Almost this entire quiescent current cannot reach the resistor 17, because by means of the arrangement shown in FIG. 1, which together with the amplitude demodulator forms part of an integrated circuit, a direct current is subtracted which is substantially equal to and has the same dependence upon the current-gain factor as the quiescent current. For this purpose the arrangement shown in FIG. 1 has its terminal 6 connected to a current source 21 and its terminal 5 to the junction point between the output of the current-mirror 20 and the resistor 17. The current source 21 is constituted by the collector-emitter path of a transistor having the same characteristics as the transistor 15 and having its base-emitter path arranged in parallel with the base-emitter path of the transistor 15, so that it is connected to the same bias source 22 as the transistor 15. Consequently, the current Io is applied to the terminal 6, so that via the terminal 5 approximately the current Io /√B corresponding to the quiescent current component is drained.

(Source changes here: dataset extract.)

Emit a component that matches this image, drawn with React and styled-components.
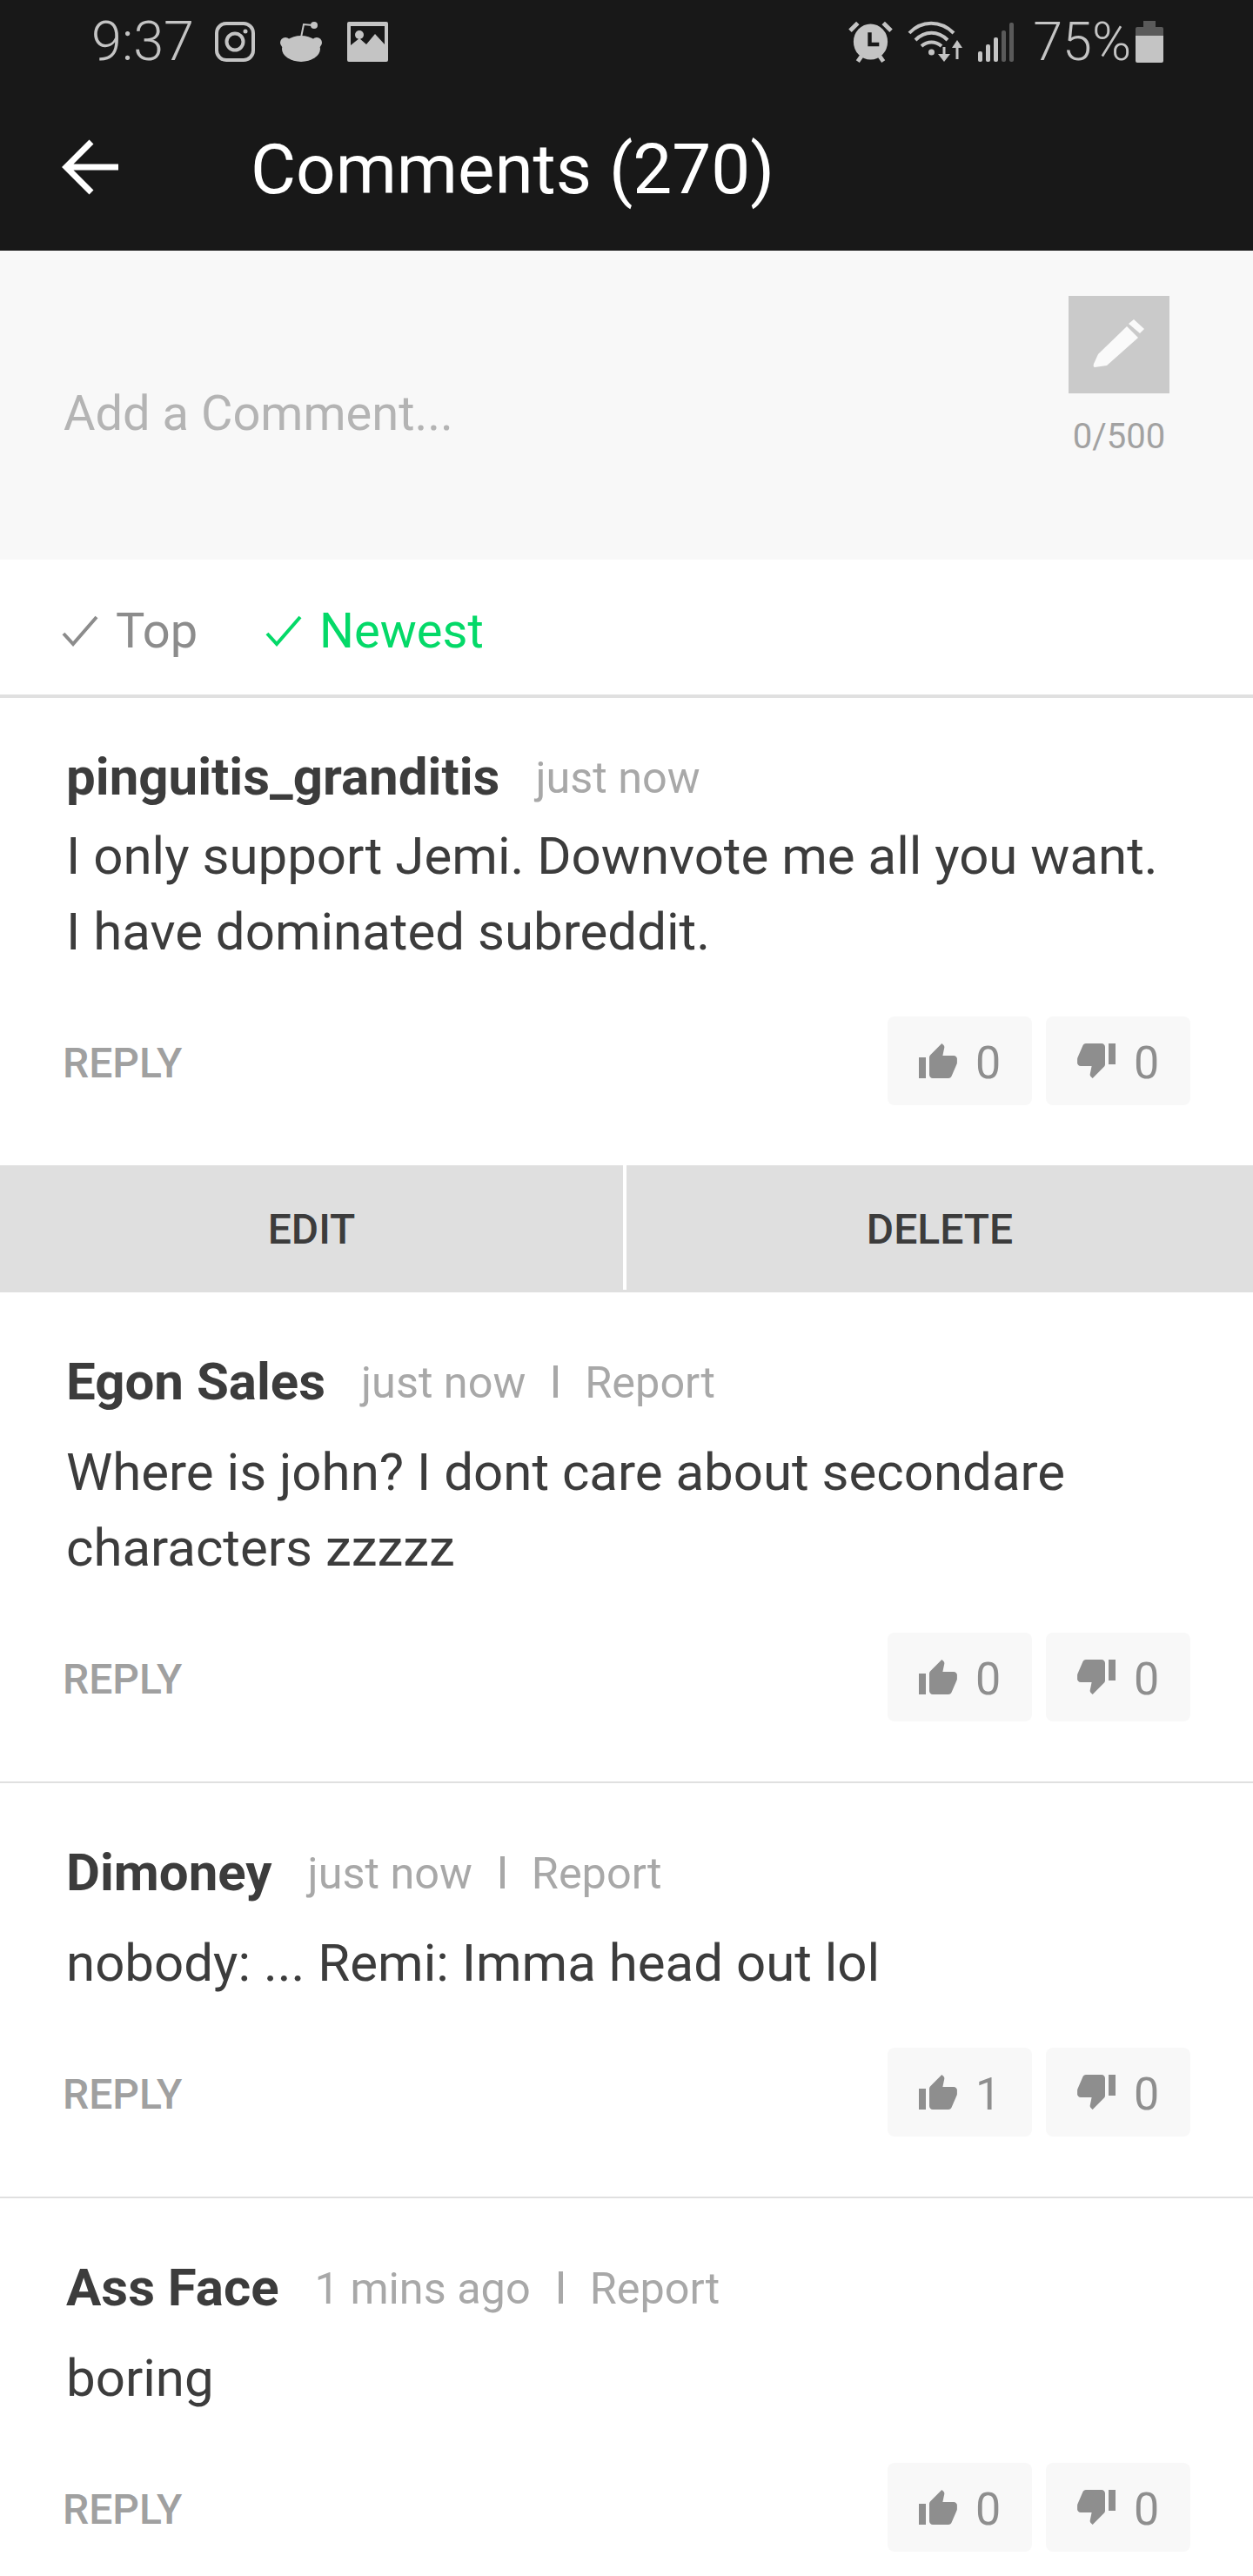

As a result of this, only the useful component which depends on the alternating voltage on the inputs 18, 19 flows through the resistor 17, which component is independent of device spreads and may therefore be used for control purposes.
The quiescent current (and the useful signal) need not be doubled by the current-mirror 20 if by changing the transistor geometry either the collector current of the transistor 21 is halved or the emitter current of the transistors 3 and 4 is doubled. The current-mirror arrangement comprising npn-transistors 1 . . . 4 may be constructed in a similar way be means of pnp-transistors.